Entries with page source code
# # # # #

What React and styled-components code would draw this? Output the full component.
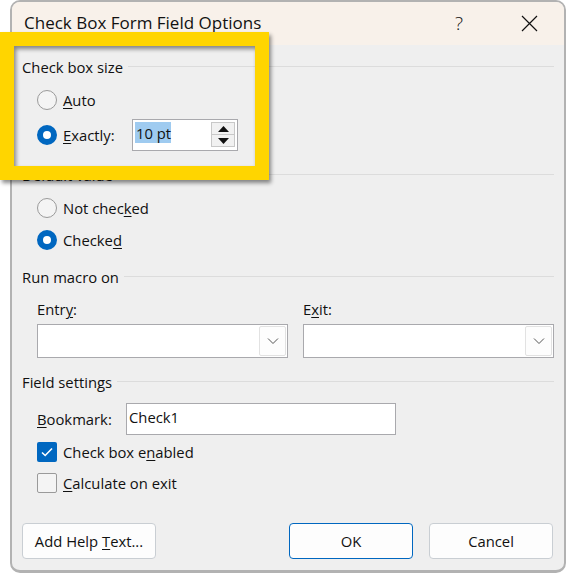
import React from "react";
import styled, { createGlobalStyle } from "styled-components";

const Global = createGlobalStyle`
  html, body {
    margin: 0;
    background: #fff;
  }
  body {
    font-family: "Open Sans", "Noto Sans", sans-serif;
    color: #111;
    font-size: 14.8px;
  }
`;

const Page = styled("div")`
  position: relative;
  width: 566px;
  height: 573px;
  overflow: hidden;
  padding-left: 10px;
  box-sizing: border-box;
`;

const Dialog = styled("div")`
  display: flex;
  flex-direction: column;
  box-sizing: border-box;
  width: 556px;
  height: 573px;
  background: #efefef;
  border: 2px solid #b2b2b2;
  border-bottom-width: 3px;
  border-radius: 10px;
  overflow: hidden;
`;

const TitleBar = styled("div")`
  display: flex;
  align-items: center;
  flex: none;
  height: 43px;
  padding-left: 12px;
  background: #f8f1ea;
`;

const Title = styled("div")`
  flex: 1;
  font-size: 17px;
  margin-top: -2px;
`;

const HelpGlyph = styled("div")`
  width: 24px;
  margin-right: 50px;
  margin-top: -2px;
  text-align: center;
  font-size: 19px;
  font-weight: 300;
`;

const CloseButton = styled("svg")`
  width: 17px;
  height: 17px;
  margin-right: 26px;
  margin-top: -1px;
`;

const Body = styled("div")`
  display: flex;
  flex-direction: column;
  flex: 1;
  padding: 11px 10px 11px;
`;

const Section = styled("div")`
  display: flex;
  flex-direction: column;
  margin-top: ${(p) => p.$before || 0}px;
`;

const SectionHeader = styled("div")`
  display: flex;
  align-items: center;
  height: 22px;
  gap: 5px;
  white-space: nowrap;

  &::after {
    content: "";
    flex: 1;
    height: 1px;
    margin-top: -1px;
    background: #dcdcdc;
  }
`;

const Stack = styled("div")`
  display: flex;
  flex-direction: column;
  padding-top: ${(p) => p.$top}px;
  gap: ${(p) => p.$gap}px;
`;

const OptionRow = styled("div")`
  display: flex;
  align-items: center;
  height: ${(p) => p.$h || 30}px;
  padding-left: 15px;
`;

const Radio = styled("span")`
  flex: none;
  box-sizing: border-box;
  width: 20px;
  height: 20px;
  border-radius: 50%;
  margin-right: 6px;
  background: ${(p) => (p.$on ? "#fff" : "#f4f4f4")};
  border: ${(p) => (p.$on ? "6px solid #0067c0" : "1.5px solid #9a9a9a")};
`;

const CheckBox = styled("span")`
  display: flex;
  align-items: center;
  justify-content: center;
  flex: none;
  box-sizing: border-box;
  width: 20px;
  height: 20px;
  border-radius: 2px;
  margin-right: 6px;
  background: ${(p) => (p.$on ? "#0067c0" : "#f4f4f4")};
  border: ${(p) => (p.$on ? "none" : "1.5px solid #9a9a9a")};
`;

const Label = styled("span")`
  flex: none;
  width: ${(p) => (p.$w ? `${p.$w}px` : "auto")};
  white-space: nowrap;

  u {
    text-underline-offset: 2px;
    text-decoration-thickness: 1px;
  }
`;

const Spinner = styled("div")`
  display: flex;
  align-items: flex-start;
  box-sizing: border-box;
  width: 106px;
  height: 32px;
  margin-left: 18px;
  padding: 2px;
  background: #fff;
  border: 1px solid #a9a9ad;
`;

const SpinnerValue = styled("div")`
  display: flex;
  flex: 1;
`;

const Selected = styled("span")`
  width: 36px;
  height: 21px;
  padding-left: 1px;
  box-sizing: border-box;
  line-height: 22px;
  background: #9fcbf0;
  white-space: nowrap;
`;

const SpinnerButtons = styled("div")`
  display: flex;
  flex-direction: column;
  flex: none;
  width: 24px;
  height: 25px;
`;

const SpinnerButton = styled("div")`
  display: flex;
  align-items: center;
  justify-content: center;
  flex: 1;
  background: #f1f1f1;
  border: 1px solid #c8c8c8;
  box-sizing: border-box;

  & + & {
    border-top: none;
  }
`;

const Combos = styled("div")`
  display: grid;
  grid-template-columns: 251px 251px;
  column-gap: 15px;
  padding: 11px 0 0 15px;
`;

const FieldLabel = styled("div")`
  height: 22px;
  line-height: 21px;
  margin-bottom: 3px;
`;

const Combo = styled("div")`
  display: flex;
  align-items: center;
  justify-content: flex-end;
  box-sizing: border-box;
  height: 34px;
  padding-right: 1px;
  background: #fff;
  border: 1px solid #a9a9ad;
`;

const ComboButton = styled("div")`
  display: flex;
  align-items: center;
  justify-content: center;
  box-sizing: border-box;
  width: 27px;
  height: 30px;
  background: #fdfdfd;
  border: 1px solid #e2e2e2;
  border-radius: 2px;
`;

const BookmarkRow = styled("div")`
  display: flex;
  align-items: center;
  padding: 10px 0 0 15px;
`;

const TextInput = styled("div")`
  box-sizing: border-box;
  width: 270px;
  height: 32px;
  margin-left: 14px;
  padding-left: 2px;
  line-height: 26px;
  background: #fff;
  border: 1px solid #a9a9ad;
`;

const Footer = styled("div")`
  display: flex;
  margin-top: auto;
  padding-right: 1px;
  gap: 16px;
`;

const Button = styled("div")`
  display: flex;
  align-items: center;
  justify-content: center;
  box-sizing: border-box;
  width: ${(p) => p.$w || 124}px;
  height: 36px;
  background: #fdfdfd;
  border: 1px solid ${(p) => (p.$primary ? "#0067c0" : "#c9ced3")};
  border-radius: 4px;
`;

const Spacer = styled("div")`
  flex: 1;
`;

const Highlight = styled("div")`
  position: absolute;
  left: 0;
  top: 32px;
  width: 269px;
  height: 148px;
  box-sizing: border-box;
  border: 14px solid #ffd500;
  box-shadow: 2px 3px 4px rgba(0, 0, 0, 0.45),
    inset 2px 3px 4px rgba(0, 0, 0, 0.45);
`;

const Chevron = () => (
  <svg width="12" height="8" viewBox="0 0 12 8">
    <path d="M1 1.5 L6 6.5 L11 1.5" fill="none" stroke="#555" strokeWidth="1" />
  </svg>
);

const Arrow = ({ up }) => (
  <svg width="11" height="6" viewBox="0 0 11 6">
    <path d={up ? "M5.5 0 L11 6 L0 6 Z" : "M0 0 L11 0 L5.5 6 Z"} fill="#111" />
  </svg>
);

export default function App() {
  return (
    <>
      <Global />
      <Page>
        <Dialog>
          <TitleBar>
            <Title>Check Box Form Field Options</Title>
            <HelpGlyph>?</HelpGlyph>
            <CloseButton viewBox="0 0 17 17">
              <path d="M1 1 L16 16 M16 1 L1 16" stroke="#111" strokeWidth="1.2" fill="none" />
            </CloseButton>
          </TitleBar>
          <Body>
            <Section>
              <SectionHeader>Check box size</SectionHeader>
              <Stack $top={7} $gap={4}>
                <OptionRow>
                  <Radio />
                  <Label><u>A</u>uto</Label>
                </OptionRow>
                <OptionRow $h={32}>
                  <Radio $on />
                  <Label $w={51}><u>E</u>xactly:</Label>
                  <Spinner>
                    <SpinnerValue><Selected>10 pt</Selected></SpinnerValue>
                    <SpinnerButtons>
                      <SpinnerButton><Arrow up /></SpinnerButton>
                      <SpinnerButton><Arrow /></SpinnerButton>
                    </SpinnerButtons>
                  </Spinner>
                </OptionRow>
              </Stack>
            </Section>
            <Section $before={13}>
              <SectionHeader>Default value</SectionHeader>
              <Stack $top={7} $gap={2}>
                <OptionRow>
                  <Radio />
                  <Label>Not chec<u>k</u>ed</Label>
                </OptionRow>
                <OptionRow>
                  <Radio $on />
                  <Label>Checke<u>d</u></Label>
                </OptionRow>
              </Stack>
            </Section>
            <Section $before={11}>
              <SectionHeader>Run macro on</SectionHeader>
              <Combos>
                <div>
                  <FieldLabel>Entr<Label><u>y</u></Label>:</FieldLabel>
                  <Combo><ComboButton><Chevron /></ComboButton></Combo>
                </div>
                <div>
                  <FieldLabel>E<Label><u>x</u></Label>it:</FieldLabel>
                  <Combo><ComboButton><Chevron /></ComboButton></Combo>
                </div>
              </Combos>
            </Section>
            <Section $before={13}>
              <SectionHeader>Field settings</SectionHeader>
              <BookmarkRow>
                <Label $w={75}><u>B</u>ookmark:</Label>
                <TextInput>Check1</TextInput>
              </BookmarkRow>
              <Stack $top={2} $gap={1}>
                <OptionRow>
                  <CheckBox $on>
                    <svg width="14" height="12" viewBox="0 0 14 12">
                      <path d="M2 6.5 L5.2 9.5 L12 2.5" fill="none" stroke="#fff" strokeWidth="1.6" />
                    </svg>
                  </CheckBox>
                  <Label>Check box e<u>n</u>abled</Label>
                </OptionRow>
                <OptionRow>
                  <CheckBox />
                  <Label><u>C</u>alculate on exit</Label>
                </OptionRow>
              </Stack>
            </Section>
            <Footer>
              <Button $w={134}><Label>Add Help <u>T</u>ext...</Label></Button>
              <Spacer />
              <Button $primary>OK</Button>
              <Button>Cancel</Button>
            </Footer>
          </Body>
        </Dialog>
        <Highlight />
      </Page>
    </>
  );
}
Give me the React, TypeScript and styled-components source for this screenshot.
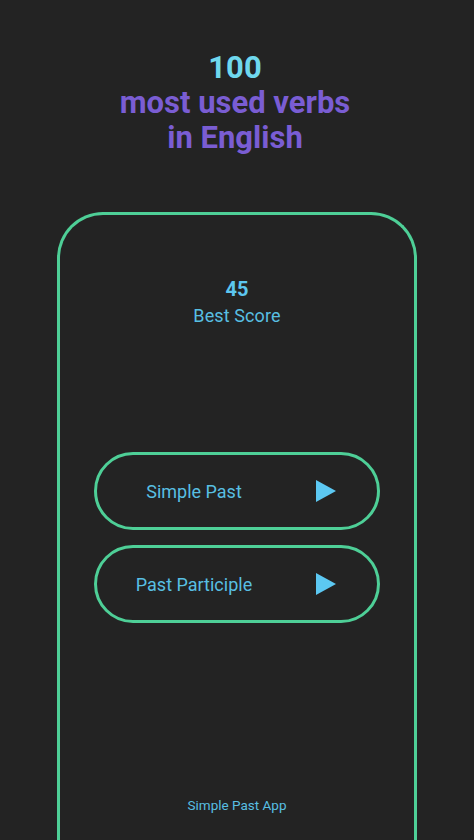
import React from "react";
import styled, { createGlobalStyle } from "styled-components";

const Global = createGlobalStyle`
  html, body {
    margin: 0;
    padding: 0;
    background: #232323;
    overflow: hidden;
  }
  body {
    font-family: Roboto, "Noto Sans", Arial, sans-serif;
  }
`;

const Page = styled.div`
  width: 474px;
  height: 840px;
  overflow: hidden;
  background: #232323;
  display: flex;
  flex-direction: column;
  align-items: center;
`;

const Header = styled.header`
  padding-top: 50px;
  padding-right: 4px;
  display: flex;
  flex-direction: column;
  align-items: center;
  font-weight: 700;
  font-size: 31px;
  line-height: 35px;
  text-align: center;
`;

const HeadLine = styled.div<{ $color: string }>`
  color: ${(p) => p.$color};
`;

const Card = styled.section`
  margin-top: 57px;
  width: 360px;
  height: 660px;
  box-sizing: border-box;
  border: 3px solid #4ecf97;
  border-bottom: none;
  border-radius: 46px 46px 0 0;
  display: flex;
  flex-direction: column;
  align-items: center;
  padding-top: 63px;
`;

const ScoreValue = styled.div`
  color: #5cc6ef;
  font-weight: 700;
  font-size: 20px;
  line-height: 22px;
`;

const ScoreLabel = styled.div`
  margin-top: 6px;
  color: #58bfe2;
  font-size: 18px;
  line-height: 20px;
  letter-spacing: 0.1px;
`;

const Buttons = styled.div`
  margin-top: 126px;
  display: flex;
  flex-direction: column;
  gap: 15px;
`;

const ModeButton = styled.button`
  width: 286px;
  height: 78px;
  box-sizing: border-box;
  border: 3px solid #4ecf97;
  border-radius: 39px;
  background: transparent;
  display: flex;
  align-items: center;
  padding: 0 41px 0 4px;
  gap: 29px;
  cursor: pointer;
  font-family: inherit;
`;

const ModeLabel = styled.span`
  flex: 1;
  text-align: center;
  color: #58bfe2;
  font-size: 18px;
  letter-spacing: 0px;
`;

const PlayIcon = styled.svg`
  width: 20px;
  height: 22px;
  flex-shrink: 0;
`;

const Footer = styled.div`
  margin-top: 174px;
  color: #58bfe2;
  font-size: 13.5px;
  line-height: 16px;
`;

const Play = () => (
  <PlayIcon viewBox="0 0 20 22">
    <polygon points="0,0 20,11 0,22" fill="#5cc8f2" />
  </PlayIcon>
);

export default function App() {
  return (
    <>
      <Global />
      <Page>
        <Header>
          <HeadLine $color="#6fd8ee">100</HeadLine>
          <HeadLine $color="#7a5dd3">most used verbs</HeadLine>
          <HeadLine $color="#7a5dd3">in English</HeadLine>
        </Header>
        <Card>
          <ScoreValue>45</ScoreValue>
          <ScoreLabel>Best Score</ScoreLabel>
          <Buttons>
            <ModeButton>
              <ModeLabel>Simple Past</ModeLabel>
              <Play />
            </ModeButton>
            <ModeButton>
              <ModeLabel>Past Participle</ModeLabel>
              <Play />
            </ModeButton>
          </Buttons>
          <Footer>Simple Past App</Footer>
        </Card>
      </Page>
    </>
  );
}
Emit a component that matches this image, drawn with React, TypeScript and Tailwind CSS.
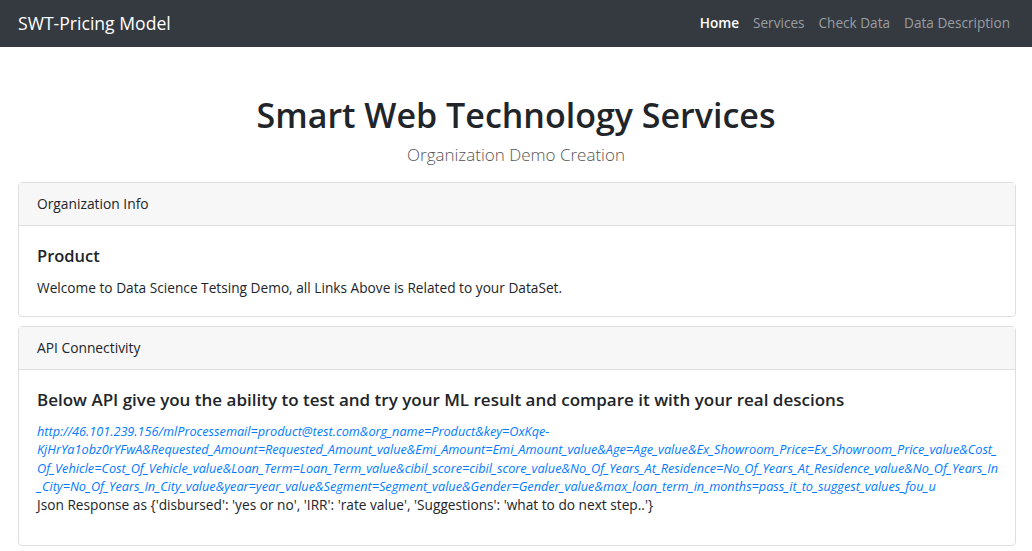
import React from 'react'

const font = { fontFamily: '"Open Sans", "Noto Sans", sans-serif' }

const urlLines = [
  'http://46.101.239.156/mlProcessemail=product@test.com&org_name=Product&key=OxKqe-',
  'KjHrYa1obz0rYFwA&Requested_Amount=Requested_Amount_value&Emi_Amount=Emi_Amount_value&Age=Age_value&Ex_Showroom_Price=Ex_Showroom_Price_value&Cost_',
  'Of_Vehicle=Cost_Of_Vehicle_value&Loan_Term=Loan_Term_value&cibil_score=cibil_score_value&No_Of_Years_At_Residence=No_Of_Years_At_Residence_value&No_Of_Years_In',
  '_City=No_Of_Years_In_City_value&year=year_value&Segment=Segment_value&Gender=Gender_value&max_loan_term_in_months=pass_it_to_suggest_values_fou_u',
]

function Card({ title, children }: { title: string; children: React.ReactNode }) {
  return (
    <div className="border border-[#dfdfdf] rounded-[4px] bg-white">
      <div className="h-[43px] flex items-center px-[18px] pt-[1px] bg-[#f7f7f7] border-b border-[#dfdfdf] text-[13.8px] text-[#212529]">
        {title}
      </div>
      {children}
    </div>
  )
}

export default function App() {
  return (
    <div className="w-[1032px] h-[551px] bg-white overflow-hidden text-[#212529]" style={font}>
      <nav className="h-[47px] bg-[#343a40] flex items-center justify-between pl-[18px] pr-[22px]">
        <a href="#" className="text-white text-[17.6px]">
          SWT-Pricing Model
        </a>
        <div className="flex gap-[14px] text-[13.6px]">
          <a href="#" className="text-white font-semibold">Home</a>
          <a href="#" className="text-[#9a9da0]">Services</a>
          <a href="#" className="text-[#9a9da0]">Check Data</a>
          <a href="#" className="text-[#9a9da0]">Data Description</a>
        </div>
      </nav>

      <div className="pt-[44px] text-center">
        <h1 className="text-[34px] leading-[48px] font-semibold text-[#212529]">Smart Web Technology Services</h1>
        <p className="text-[17px] leading-[26px] font-light text-[#555] mt-[3px]">Organization Demo Creation</p>
      </div>

      <div className="ml-[18px] mr-[16px] mt-[14px] flex flex-col gap-[9px]">
        <Card title="Organization Info">
          <div className="px-[18px] pt-[18px] pb-[18px]">
            <h5 className="text-[16.5px] leading-[24px] font-semibold">Product</h5>
            <p className="text-[13.7px] leading-[20px] mt-[10px]">
              Welcome to Data Science Tetsing Demo, all Links Above is Related to your DataSet.
            </p>
          </div>
        </Card>

        <Card title="API Connectivity">
          <div className="px-[18px] pt-[18px] pb-[30px]">
            <h5 className="text-[17px] leading-[24px] font-semibold">
              Below API give you the ability to test and try your ML result and compare it with your real descions
            </h5>
            <div className="mt-[10px] text-[12.7px] leading-[18.3px] italic text-[#007bff] whitespace-nowrap">
              {urlLines.map((l) => (
                <div key={l}>{l}</div>
              ))}
            </div>
            <p className="text-[13.7px] leading-[20px]">
              Json Response as {"{'disbursed': 'yes or no', 'IRR': 'rate value', 'Suggestions': 'what to do next step..'}"}
            </p>
          </div>
        </Card>
      </div>
    </div>
  )
}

# # # # #

> AIM:
Copy in full each line that holds the word "components".

> SOLVED EXERCISE:
What React and styled-components code would draw this? Output the full component.
import styled, { createGlobalStyle } from "styled-components";
Give me the React, TypeScript and styled-components source for this screenshot.
import styled, { createGlobalStyle } from "styled-components";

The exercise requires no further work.